Students did not earn academic credit for participating in this international service-learning program, but they did earn fifteen cultural credits, which is Pfeiffer University’s system for encouraging extracurricular activities. The process leading up to the actual trip lasted a full year. First, we recruited students through information sessions and presentations by students who had traveled on previous service-learning programs. Then we began orientation sessions in the fall with guest speakers, videos, and readings. Finally, in the spring semester immediately prior to our departure, the intensity turned up a notch with background reading on the history, culture, and politics of Cuba. We also collected medical supplies to donate to the medical commission of the Methodist Church in Cuba, which was our host and community partner. I required the students to keep a journal to reflect on their reading: they were required to continue this exercise during the trip. While actually in Cuba, in spite of a full in-country schedule of service in the form of building an apartment building for retired pastors in the central province of Las Villas, as well as encounters with Cubans and visits to historical and cultural sights, we also held nightly reflection sessions. I constantly came back to the question: is what you are seeing and hearing different from your expectations? Typical answers included “I thought there would be a lot more poverty” or “I thought that the houses would have dirt floors and that there wouldn’t be running water or electricity.” 

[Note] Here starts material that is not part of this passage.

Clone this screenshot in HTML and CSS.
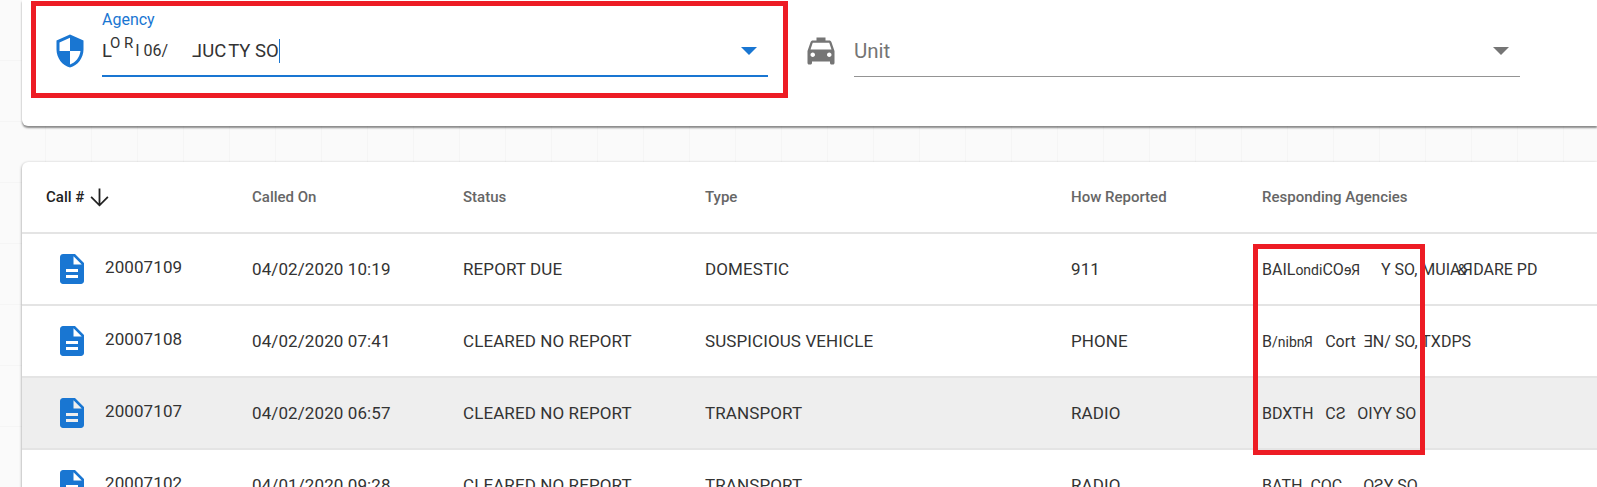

Naturally we did see hardships and shortages of basic commodities like medicine, which led to good discussions about the Cuban health care system, and eventually to the topic of the United States embargo. We hand-carried our donations of medicines into Cuba and were able to distribute them to medical personnel. One disturbing fact that students wrestled with is that the embargo includes medicine. Even at the height of the Iraq war, the United States never restricted medicines to Saddam Hussein. This and other troubling facts about United States foreign policy contributed to cognitive dissonance regarding what our government has told us about Cuba. The next step is to move from critical thinking to civic engagement. Upon returning, most students were committed to writing to their elected representatives and to seeking speaking engagements in churches and civic organizations. 

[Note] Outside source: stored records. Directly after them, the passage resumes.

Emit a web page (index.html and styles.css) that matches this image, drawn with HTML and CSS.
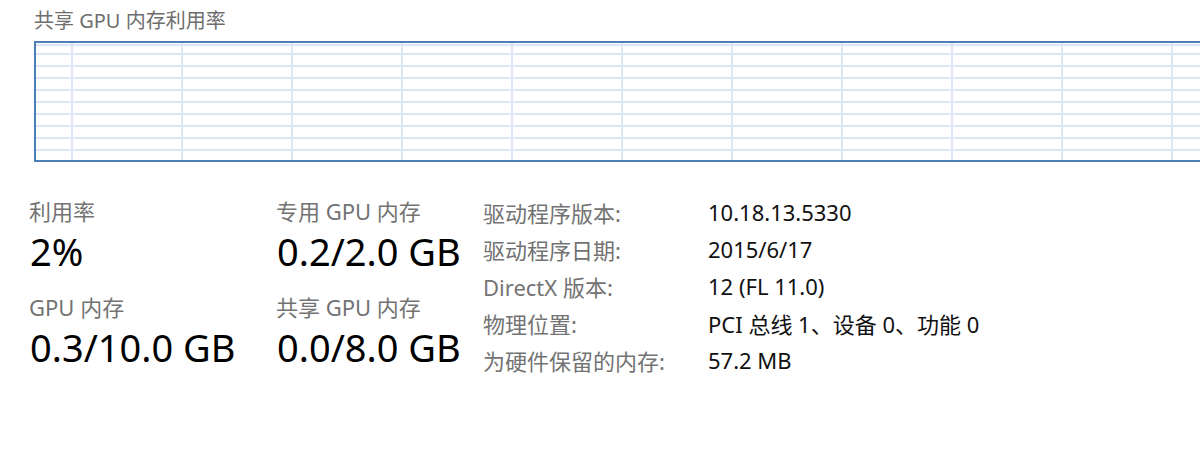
FILE: index.html
```html
<!DOCTYPE html>
<html lang="zh-CN">
<head>
    <meta charset="UTF-8">
    <title>GPU</title>
    <link rel="stylesheet" href="styles.css">
</head>
<body>
<div id="page">
    <div class="title">共享 GPU 内存利用率</div>
    <div class="chart"></div>

    <div class="stats">
        <div class="blocks">
            <div class="block">
                <div class="label">利用率</div>
                <div class="value">2%</div>
            </div>
            <div class="block">
                <div class="label">专用 GPU 内存</div>
                <div class="value">0.2/2.0 GB</div>
            </div>
            <div class="block">
                <div class="label">GPU 内存</div>
                <div class="value">0.3/10.0 GB</div>
            </div>
            <div class="block">
                <div class="label">共享 GPU 内存</div>
                <div class="value">0.0/8.0 GB</div>
            </div>
        </div>

        <div class="info">
            <span class="key">驱动程序版本:</span>
            <span class="val">10.18.13.5330</span>
            <span class="key">驱动程序日期:</span>
            <span class="val">2015/6/17</span>
            <span class="key">DirectX 版本:</span>
            <span class="val">12 (FL 11.0)</span>
            <span class="key">物理位置:</span>
            <span class="val">PCI 总线 1、设备 0、功能 0</span>
            <span class="key">为硬件保留的内存:</span>
            <span class="val">57.2 MB</span>
        </div>
    </div>
</div>
</body>
</html>
```

FILE: styles.css
```css
html, body {
    margin: 0;
    padding: 0;
    background: #fff;
    overflow: hidden;
}

body {
    font-family: "Noto Sans", "Noto Sans CJK SC", sans-serif;
    width: 1200px;
    height: 463px;
}

#page {
    padding-top: 6px;
}

.title {
    margin-left: 34px;
    font-size: 20px;
    line-height: 30px;
    color: #6e6e6e;
}

/* graph area, runs past the right edge */
.chart {
    margin-top: 5px;
    margin-left: 34px;
    width: 1180px;
    height: 121px;
    box-sizing: border-box;
    border: 2px solid #4d7fb6;
    background-color: #fff;
    background-image:
        repeating-linear-gradient(to right, transparent 0 35px, #dde7f3 35px 37px, transparent 37px 110px),
        repeating-linear-gradient(to bottom, #dde7f3 0 2px, transparent 2px 12px);
    background-position: 0 0, 0 10px;
}

.stats {
    display: flex;
    margin-top: 34px;
}

.blocks {
    display: grid;
    grid-template-columns: 247px 207px;
    row-gap: 10px;
    padding-left: 29px;
}

.label {
    font-size: 22px;
    line-height: 30px;
    color: #737373;
}

.value {
    font-size: 38px;
    line-height: 50px;
    color: #000;
    padding-left: 1px;
}

.info {
    display: grid;
    grid-template-columns: 225px auto;
    grid-auto-rows: 37px;
    align-items: center;
    margin-top: -3px;
    font-size: 22px;
}

.key {
    color: #737373;
}

.val {
    color: #111;
}
```
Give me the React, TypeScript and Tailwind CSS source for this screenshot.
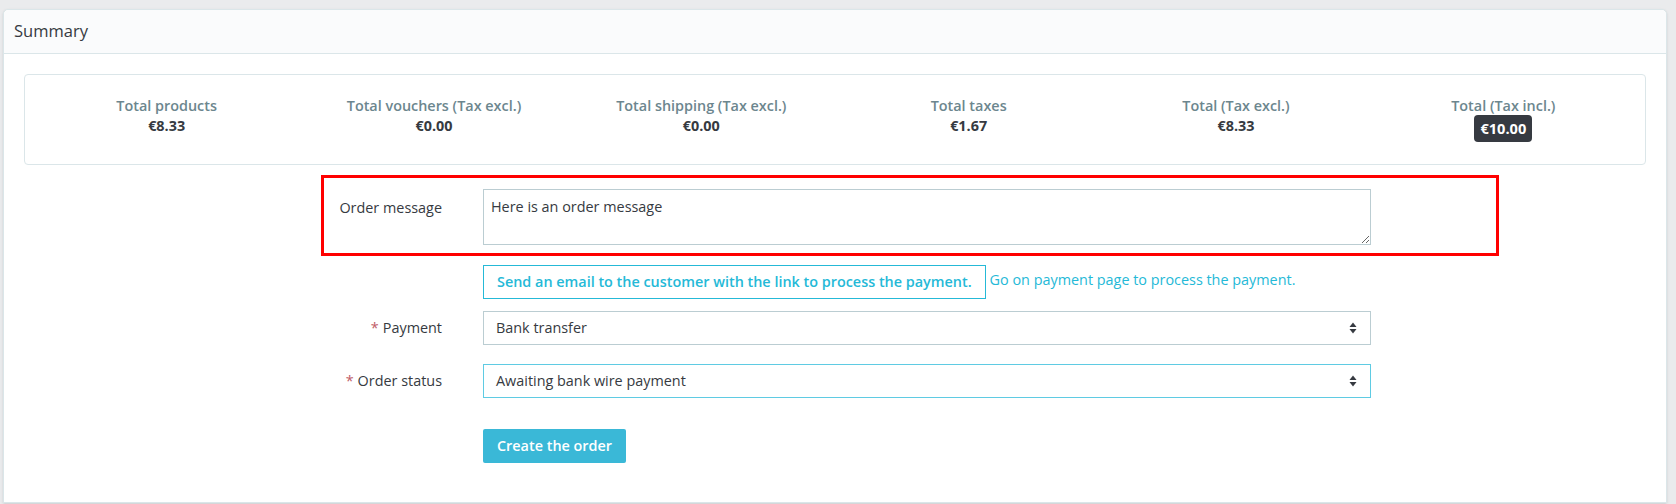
import React from 'react';

const totals = [
  { label: 'Total products', value: '€8.33' },
  { label: 'Total vouchers (Tax excl.)', value: '€0.00' },
  { label: 'Total shipping (Tax excl.)', value: '€0.00' },
  { label: 'Total taxes', value: '€1.67' },
  { label: 'Total (Tax excl.)', value: '€8.33' },
  { label: 'Total (Tax incl.)', value: '€10.00', badge: true },
];

function SelectArrows() {
  return (
    <svg width="8" height="12" viewBox="0 0 8 12" className="shrink-0">
      <path d="M4 0.5 L7.5 5 L0.5 5 Z" fill="#363a41" />
      <path d="M4 11.5 L7.5 7 L0.5 7 Z" fill="#363a41" />
    </svg>
  );
}

function FakeSelect({ value, focused }: { value: string; focused?: boolean }) {
  return (
    <div
      className={`w-[888px] h-[34px] bg-white border flex items-center justify-between pl-[12px] pr-[13px] text-[14.4px] text-[#363a41] ${
        focused ? 'border-[#5fcbe3]' : 'border-[#bbcdd2]'
      }`}
    >
      <span>{value}</span>
      <SelectArrows />
    </div>
  );
}

function Label({ text, required }: { text: string; required?: boolean }) {
  return (
    <div className="w-[118px] shrink-0 text-right text-[14.4px] text-[#363a41]">
      {required && <span className="text-[#c05c67] mr-[4px]">*</span>}
      {text}
    </div>
  );
}

export default function App() {
  return (
    <div
      className="w-[1676px] h-[504px] bg-[#eaebed] pt-[9px] pl-[3px] pr-[9px] overflow-hidden"
      style={{ fontFamily: '"Open Sans", "Noto Sans", sans-serif' }}
    >
      <div className="bg-white border border-[#dbe6e9] rounded-t-[5px] h-[494px] shadow-sm">
        <div className="h-[44px] bg-[#fafbfc] border-b border-[#dbe6e9] flex items-center px-[10px] rounded-t-[5px]">
          <h3 className="text-[16.5px] text-[#363a41]">Summary</h3>
        </div>

        <div className="px-[20px] pt-[20px]">
          <div className="border border-[#dbe6e9] rounded-[4px] pt-[22px] pb-[22px] px-[8px] grid grid-cols-6">
            {totals.map((t) => (
              <div key={t.label} className="flex flex-col items-center">
                <span className="text-[14.4px] leading-[18px] font-semibold text-[#6c868e]">{t.label}</span>
                {t.badge ? (
                  <span className="bg-[#363a41] text-white text-[14.6px] leading-[19px] font-bold px-[6px] py-[4px] rounded-[4px]">
                    {t.value}
                  </span>
                ) : (
                  <span className="text-[14.4px] leading-[22px] font-bold text-[#363a41]">{t.value}</span>
                )}
              </div>
            ))}
          </div>

          <div className="ml-[297px] w-[1178px] mt-[10px]">
            <div className="border-[3px] border-[#ff0000] pt-[11px] pb-[8px]">
              <div className="flex items-start gap-[41px]">
                <div className="pt-[8px]">
                  <Label text="Order message" />
                </div>
                <textarea
                  readOnly
                  defaultValue="Here is an order message"
                  className="w-[888px] h-[56px] border border-[#bbcdd2] px-[7px] py-[6px] text-[14.4px] text-[#363a41] outline-none resize-y"
                />
              </div>
            </div>

            <div className="px-[3px] mt-[9px] flex items-center gap-[41px]">
              <div className="w-[118px] shrink-0" />
              <div className="flex items-center gap-[4px]">
                <button className="h-[34px] px-[13px] border border-[#25b9d7] text-[#25b9d7] text-[14.4px] font-semibold bg-white">
                  Send an email to the customer with the link to process the payment.
                </button>
                <a className="text-[14.4px] text-[#25b9d7] mb-[4px]">Go on payment page to process the payment.</a>
              </div>
            </div>

            <div className="px-[3px] mt-[12px] flex items-center gap-[41px]">
              <Label text="Payment" required />
              <FakeSelect value="Bank transfer" />
            </div>

            <div className="px-[3px] mt-[19px] flex items-center gap-[41px]">
              <Label text="Order status" required />
              <FakeSelect value="Awaiting bank wire payment" focused />
            </div>

            <div className="px-[3px] mt-[31px] flex items-center gap-[41px]">
              <div className="w-[118px] shrink-0" />
              <button className="h-[34px] px-[14px] bg-[#3ab8d7] text-white text-[14.4px] font-semibold rounded-[2px]">
                Create the order
              </button>
            </div>
          </div>
        </div>
      </div>
    </div>
  );
}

Having completed the international service-learning program, the primary difficulty that I have as an instructor is how to assess this follow-up civic action as part of the course. And then again, if it is required as part of the course (read coerced), then have I accomplished the learning objective of civic engagement or simply exerted power over students to fulfill an assignment? This leads to a larger service-learning question: how can we assess the learning outcome of civic engagement if it is required as part of a course?